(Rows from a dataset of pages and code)
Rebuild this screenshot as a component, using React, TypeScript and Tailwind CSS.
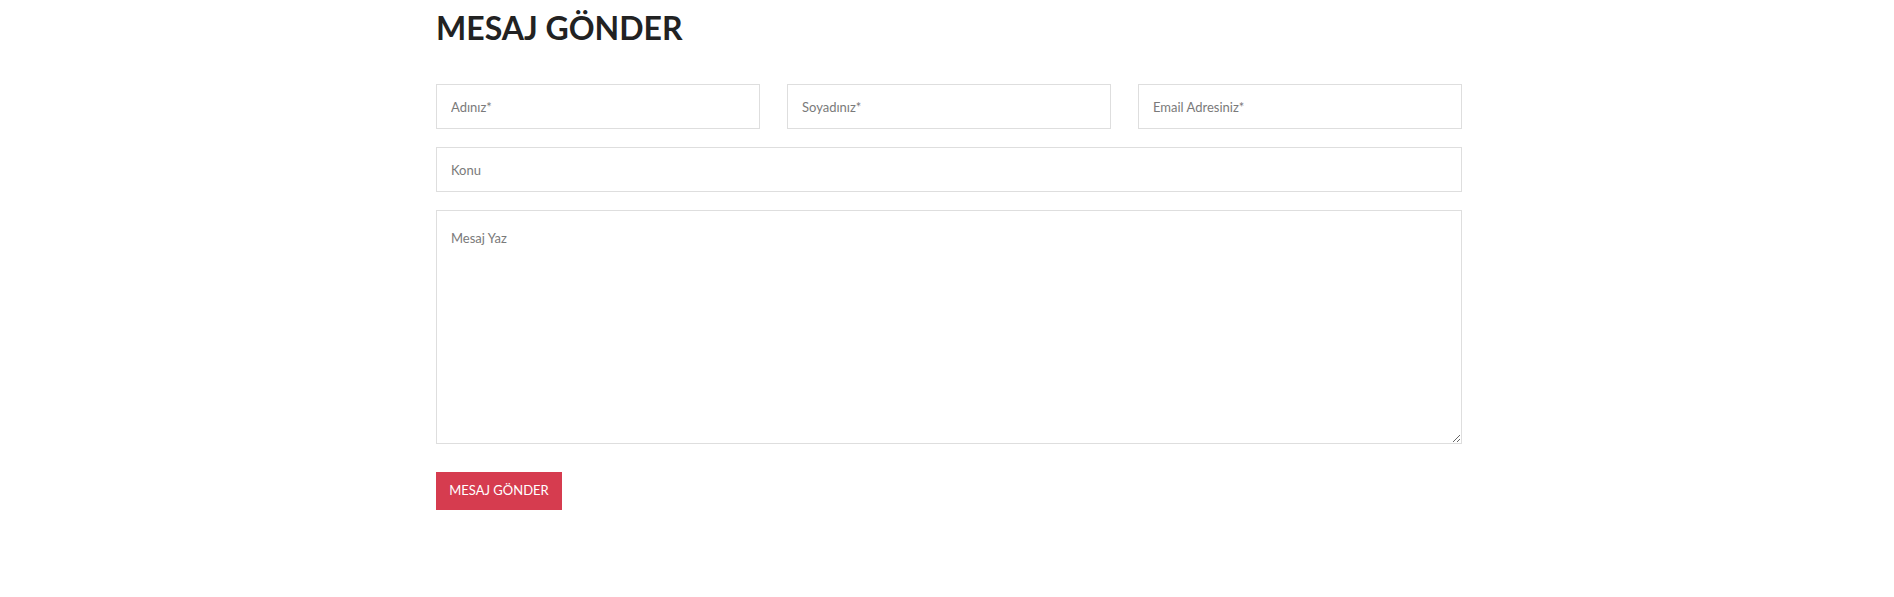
import type { FC } from "react";

const inputClass =
  "h-[45px] w-full border border-[#dedede] bg-white px-[14px] text-[13px] text-[#555] outline-none placeholder:text-[#7a7a7a]";

const App: FC = () => {
  return (
    <div className="min-h-[597px] bg-white font-['Lato','Open_Sans',sans-serif]">
      <div className="mx-auto w-[1030px] pl-[4px] pt-[8px]">
        <h2 className="text-[32px] font-bold leading-[40px] text-[#222]">MESAJ GÖNDER</h2>
        <form className="mt-[36px] flex flex-col gap-[18px]" onSubmit={(e) => e.preventDefault()}>
          <div className="grid grid-cols-3 gap-[27px]">
            <input className={inputClass} placeholder="Adınız*" />
            <input className={inputClass} placeholder="Soyadınız*" />
            <input className={inputClass} placeholder="Email Adresiniz*" />
          </div>
          <input className={`${inputClass} h-[44px]`} placeholder="Konu" />
          <textarea
            className="h-[234px] w-full border border-[#dedede] bg-white px-[14px] pt-[18px] pb-[14px] text-[13px] text-[#555] outline-none placeholder:text-[#7a7a7a]"
            placeholder="Mesaj Yaz"
          />
          <div className="mt-[10px]">
            <button
              type="submit"
              className="h-[38px] w-[126px] bg-[#d63c4f] text-[13px] uppercase text-white">
              Mesaj Gönder
            </button>
          </div>
        </form>
      </div>
    </div>
  );
};

export default App;
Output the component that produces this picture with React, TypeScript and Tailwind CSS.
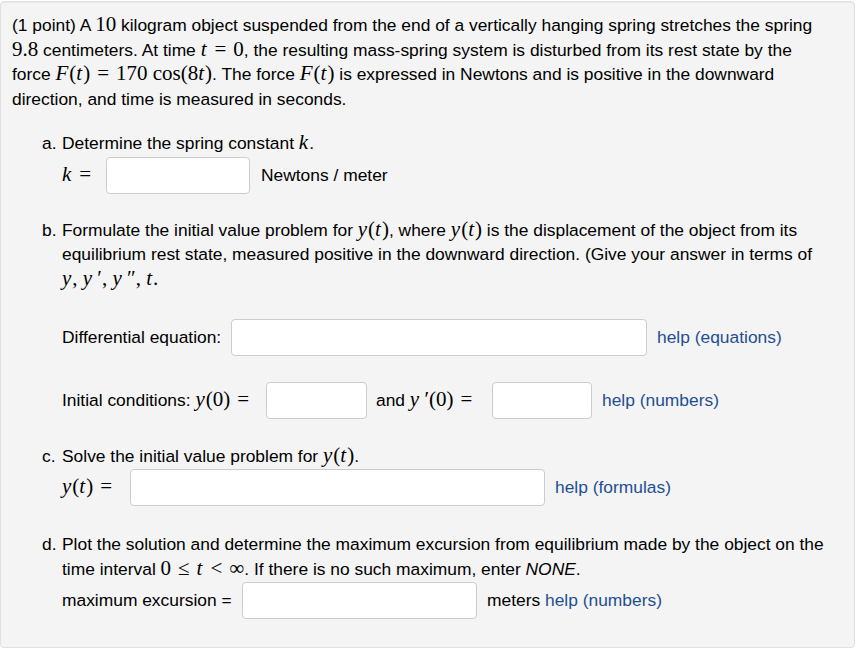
import React from "react";

const M = ({ children }: { children: React.ReactNode }) => (
  <span className="font-['Liberation_Serif',serif] text-[21px] leading-none">{children}</span>
);
const V = ({ children }: { children: React.ReactNode }) => (
  <span className="font-['Liberation_Serif',serif] italic text-[21px] leading-none pr-[1px]">{children}</span>
);
const Eq = () => (
  <span className="font-['Liberation_Serif',serif] text-[21px] leading-none mx-[7px]">=</span>
);
const Op = ({ children }: { children: React.ReactNode }) => (
  <span className="font-['Liberation_Serif',serif] text-[21px] leading-none mx-[7px]">{children}</span>
);

const Box = ({ w }: { w: string }) => (
  <div className={`${w} h-[37px] bg-white border border-[#cccccc] rounded-[4px] shrink-0`} />
);

const Help = ({ children }: { children: React.ReactNode }) => (
  <span className="text-[#1f4f93] whitespace-nowrap">{children}</span>
);

const Line = ({ children, cls = "" }: { children: React.ReactNode; cls?: string }) => (
  <div className={`h-[24.5px] flex items-center whitespace-nowrap ${cls}`}>
    <span>{children}</span>
  </div>
);

export default function App() {
  return (
    <div className="w-[857px] h-[653px] bg-white font-['Liberation_Sans',Arial,sans-serif] text-[17.4px] text-black">
      <div className="mt-[1px] w-[855px] h-[647px] bg-[#f4f4f4] border border-[#e1e1e1] rounded-[4px] shadow-[inset_0_1px_1px_rgba(0,0,0,0.05)] pl-[11px] pt-[11px]">
        {/* Intro paragraph */}
        <div>
          <Line>
            (1 point) A <M>10</M> kilogram object suspended from the end of a vertically hanging spring stretches the spring
          </Line>
          <Line>
            <M>9.8</M> centimeters. At time <V>t</V>
            <Eq />
            <M>0</M>, the resulting mass-spring system is disturbed from its rest state by the
          </Line>
          <Line>
            force <V>F</V>
            <M>(</M>
            <V>t</V>
            <M>)</M>
            <Eq />
            <M>170 cos(8</M>
            <V>t</V>
            <M>)</M>. The force <V>F</V>
            <M>(</M>
            <V>t</V>
            <M>)</M> is expressed in Newtons and is positive in the downward
          </Line>
          <Line>direction, and time is measured in seconds.</Line>
        </div>

        {/* a */}
        <div className="mt-[20px] ml-[30px]">
          <div className="flex">
            <div className="w-[20px] h-[24.5px] flex items-center">a.</div>
            <div>
              <Line>
                Determine the spring constant <V>k</V>.
              </Line>
              <div className="mt-[1px] h-[37px] flex items-center">
                <div className="w-[44px] whitespace-nowrap">
                  <V>k</V>
                  <Eq />
                </div>
                <Box w="w-[144px]" />
                <span className="ml-[11px]">Newtons / meter</span>
              </div>
            </div>
          </div>

          {/* b */}
          <div className="flex mt-[24px]">
            <div className="w-[20px] h-[24.5px] flex items-center">b.</div>
            <div>
              <Line>
                Formulate the initial value problem for <V>y</V>
                <M>(</M>
                <V>t</V>
                <M>)</M>, where <V>y</V>
                <M>(</M>
                <V>t</V>
                <M>)</M> is the displacement of the object from its
              </Line>
              <Line>equilibrium rest state, measured positive in the downward direction. (Give your answer in terms of</Line>
              <Line cls="h-[26px]">
                <V>y</V>
                <M>, </M>
                <V>y</V>
                <M>&thinsp;′, </M>
                <V>y</V>
                <M>&thinsp;″, </M>
                <V>t</V>
                <M>.</M>
              </Line>
              <div className="mt-[26px] h-[37px] flex items-center">
                <div className="w-[169px] whitespace-nowrap">Differential equation:</div>
                <Box w="w-[416px]" />
                <span className="ml-[10px]">
                  <Help>help (equations)</Help>
                </span>
              </div>
              <div className="mt-[26px] h-[37px] flex items-center">
                <div className="w-[204px] whitespace-nowrap">
                  Initial conditions: <V>y</V>
                  <M>(0)</M>
                  <Eq />
                </div>
                <Box w="w-[101px]" />
                <div className="ml-[9px] w-[116px] whitespace-nowrap">
                  and <V>y</V>
                  <M>&thinsp;′(0)</M>
                  <Eq />
                </div>
                <Box w="w-[100px]" />
                <span className="ml-[10px]">
                  <Help>help (numbers)</Help>
                </span>
              </div>
            </div>
          </div>

          {/* c */}
          <div className="flex mt-[25px]">
            <div className="w-[20px] h-[24.5px] flex items-center">c.</div>
            <div>
              <Line>
                Solve the initial value problem for <V>y</V>
                <M>(</M>
                <V>t</V>
                <M>)</M>.
              </Line>
              <div className="mt-[1px] h-[37px] flex items-center">
                <div className="w-[68px] whitespace-nowrap">
                  <V>y</V>
                  <M>(</M>
                  <V>t</V>
                  <M>)</M>
                  <Eq />
                </div>
                <Box w="w-[415px]" />
                <span className="ml-[10px]">
                  <Help>help (formulas)</Help>
                </span>
              </div>
            </div>
          </div>

          {/* d */}
          <div className="flex mt-[26px]">
            <div className="w-[20px] h-[24.5px] flex items-center">d.</div>
            <div>
              <Line>Plot the solution and determine the maximum excursion from equilibrium made by the object on the</Line>
              <Line>
                time interval <M>0</M>
                <Op>≤</Op>
                <V>t</V>
                <Op>&lt;</Op>
                <M>∞</M>. If there is no such maximum, enter <i>NONE</i>.
              </Line>
              <div className="mt-[1px] h-[37px] flex items-center">
                <div className="w-[180px] whitespace-nowrap">maximum excursion =</div>
                <Box w="w-[235px]" />
                <span className="ml-[10px] whitespace-nowrap">
                  meters <Help>help (numbers)</Help>
                </span>
              </div>
            </div>
          </div>
        </div>
      </div>
    </div>
  );
}
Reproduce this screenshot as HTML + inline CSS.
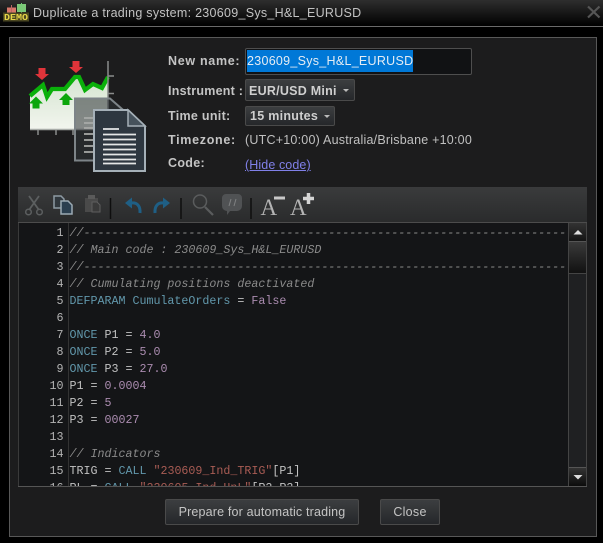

Work required ▸
Reproduce the listing exactly. Leave its pictures out.

Written answer ▸
Rebuild this screenshot as a component, using React, TypeScript and Tailwind CSS.
import type { FC } from "react";

const inputClass =
  "h-[45px] w-full border border-[#dedede] bg-white px-[14px] text-[13px] text-[#555] outline-none placeholder:text-[#7a7a7a]";

const App: FC = () => {
  return (
    <div className="min-h-[597px] bg-white font-['Lato','Open_Sans',sans-serif]">
      <div className="mx-auto w-[1030px] pl-[4px] pt-[8px]">
        <h2 className="text-[32px] font-bold leading-[40px] text-[#222]">MESAJ GÖNDER</h2>
        <form className="mt-[36px] flex flex-col gap-[18px]" onSubmit={(e) => e.preventDefault()}>
          <div className="grid grid-cols-3 gap-[27px]">
            <input className={inputClass} placeholder="Adınız*" />
            <input className={inputClass} placeholder="Soyadınız*" />
            <input className={inputClass} placeholder="Email Adresiniz*" />
          </div>
          <input className={`${inputClass} h-[44px]`} placeholder="Konu" />
          <textarea
            className="h-[234px] w-full border border-[#dedede] bg-white px-[14px] pt-[18px] pb-[14px] text-[13px] text-[#555] outline-none placeholder:text-[#7a7a7a]"
            placeholder="Mesaj Yaz"
          />
          <div className="mt-[10px]">
            <button
              type="submit"
              className="h-[38px] w-[126px] bg-[#d63c4f] text-[13px] uppercase text-white">
              Mesaj Gönder
            </button>
          </div>
        </form>
      </div>
    </div>
  );
};

export default App;
Output the component that produces this picture with React, TypeScript and Tailwind CSS.
import React from "react";

const M = ({ children }: { children: React.ReactNode }) => (
  <span className="font-['Liberation_Serif',serif] text-[21px] leading-none">{children}</span>
);
const V = ({ children }: { children: React.ReactNode }) => (
  <span className="font-['Liberation_Serif',serif] italic text-[21px] leading-none pr-[1px]">{children}</span>
);
const Eq = () => (
  <span className="font-['Liberation_Serif',serif] text-[21px] leading-none mx-[7px]">=</span>
);
const Op = ({ children }: { children: React.ReactNode }) => (
  <span className="font-['Liberation_Serif',serif] text-[21px] leading-none mx-[7px]">{children}</span>
);

const Box = ({ w }: { w: string }) => (
  <div className={`${w} h-[37px] bg-white border border-[#cccccc] rounded-[4px] shrink-0`} />
);

const Help = ({ children }: { children: React.ReactNode }) => (
  <span className="text-[#1f4f93] whitespace-nowrap">{children}</span>
);

const Line = ({ children, cls = "" }: { children: React.ReactNode; cls?: string }) => (
  <div className={`h-[24.5px] flex items-center whitespace-nowrap ${cls}`}>
    <span>{children}</span>
  </div>
);

export default function App() {
  return (
    <div className="w-[857px] h-[653px] bg-white font-['Liberation_Sans',Arial,sans-serif] text-[17.4px] text-black">
      <div className="mt-[1px] w-[855px] h-[647px] bg-[#f4f4f4] border border-[#e1e1e1] rounded-[4px] shadow-[inset_0_1px_1px_rgba(0,0,0,0.05)] pl-[11px] pt-[11px]">
        {/* Intro paragraph */}
        <div>
          <Line>
            (1 point) A <M>10</M> kilogram object suspended from the end of a vertically hanging spring stretches the spring
          </Line>
          <Line>
            <M>9.8</M> centimeters. At time <V>t</V>
            <Eq />
            <M>0</M>, the resulting mass-spring system is disturbed from its rest state by the
          </Line>
          <Line>
            force <V>F</V>
            <M>(</M>
            <V>t</V>
            <M>)</M>
            <Eq />
            <M>170 cos(8</M>
            <V>t</V>
            <M>)</M>. The force <V>F</V>
            <M>(</M>
            <V>t</V>
            <M>)</M> is expressed in Newtons and is positive in the downward
          </Line>
          <Line>direction, and time is measured in seconds.</Line>
        </div>

        {/* a */}
        <div className="mt-[20px] ml-[30px]">
          <div className="flex">
            <div className="w-[20px] h-[24.5px] flex items-center">a.</div>
            <div>
              <Line>
                Determine the spring constant <V>k</V>.
              </Line>
              <div className="mt-[1px] h-[37px] flex items-center">
                <div className="w-[44px] whitespace-nowrap">
                  <V>k</V>
                  <Eq />
                </div>
                <Box w="w-[144px]" />
                <span className="ml-[11px]">Newtons / meter</span>
              </div>
            </div>
          </div>

          {/* b */}
          <div className="flex mt-[24px]">
            <div className="w-[20px] h-[24.5px] flex items-center">b.</div>
            <div>
              <Line>
                Formulate the initial value problem for <V>y</V>
                <M>(</M>
                <V>t</V>
                <M>)</M>, where <V>y</V>
                <M>(</M>
                <V>t</V>
                <M>)</M> is the displacement of the object from its
              </Line>
              <Line>equilibrium rest state, measured positive in the downward direction. (Give your answer in terms of</Line>
              <Line cls="h-[26px]">
                <V>y</V>
                <M>, </M>
                <V>y</V>
                <M>&thinsp;′, </M>
                <V>y</V>
                <M>&thinsp;″, </M>
                <V>t</V>
                <M>.</M>
              </Line>
              <div className="mt-[26px] h-[37px] flex items-center">
                <div className="w-[169px] whitespace-nowrap">Differential equation:</div>
                <Box w="w-[416px]" />
                <span className="ml-[10px]">
                  <Help>help (equations)</Help>
                </span>
              </div>
              <div className="mt-[26px] h-[37px] flex items-center">
                <div className="w-[204px] whitespace-nowrap">
                  Initial conditions: <V>y</V>
                  <M>(0)</M>
                  <Eq />
                </div>
                <Box w="w-[101px]" />
                <div className="ml-[9px] w-[116px] whitespace-nowrap">
                  and <V>y</V>
                  <M>&thinsp;′(0)</M>
                  <Eq />
                </div>
                <Box w="w-[100px]" />
                <span className="ml-[10px]">
                  <Help>help (numbers)</Help>
                </span>
              </div>
            </div>
          </div>

          {/* c */}
          <div className="flex mt-[25px]">
            <div className="w-[20px] h-[24.5px] flex items-center">c.</div>
            <div>
              <Line>
                Solve the initial value problem for <V>y</V>
                <M>(</M>
                <V>t</V>
                <M>)</M>.
              </Line>
              <div className="mt-[1px] h-[37px] flex items-center">
                <div className="w-[68px] whitespace-nowrap">
                  <V>y</V>
                  <M>(</M>
                  <V>t</V>
                  <M>)</M>
                  <Eq />
                </div>
                <Box w="w-[415px]" />
                <span className="ml-[10px]">
                  <Help>help (formulas)</Help>
                </span>
              </div>
            </div>
          </div>

          {/* d */}
          <div className="flex mt-[26px]">
            <div className="w-[20px] h-[24.5px] flex items-center">d.</div>
            <div>
              <Line>Plot the solution and determine the maximum excursion from equilibrium made by the object on the</Line>
              <Line>
                time interval <M>0</M>
                <Op>≤</Op>
                <V>t</V>
                <Op>&lt;</Op>
                <M>∞</M>. If there is no such maximum, enter <i>NONE</i>.
              </Line>
              <div className="mt-[1px] h-[37px] flex items-center">
                <div className="w-[180px] whitespace-nowrap">maximum excursion =</div>
                <Box w="w-[235px]" />
                <span className="ml-[10px] whitespace-nowrap">
                  meters <Help>help (numbers)</Help>
                </span>
              </div>
            </div>
          </div>
        </div>
      </div>
    </div>
  );
}
Reproduce this screenshot as HTML + inline CSS.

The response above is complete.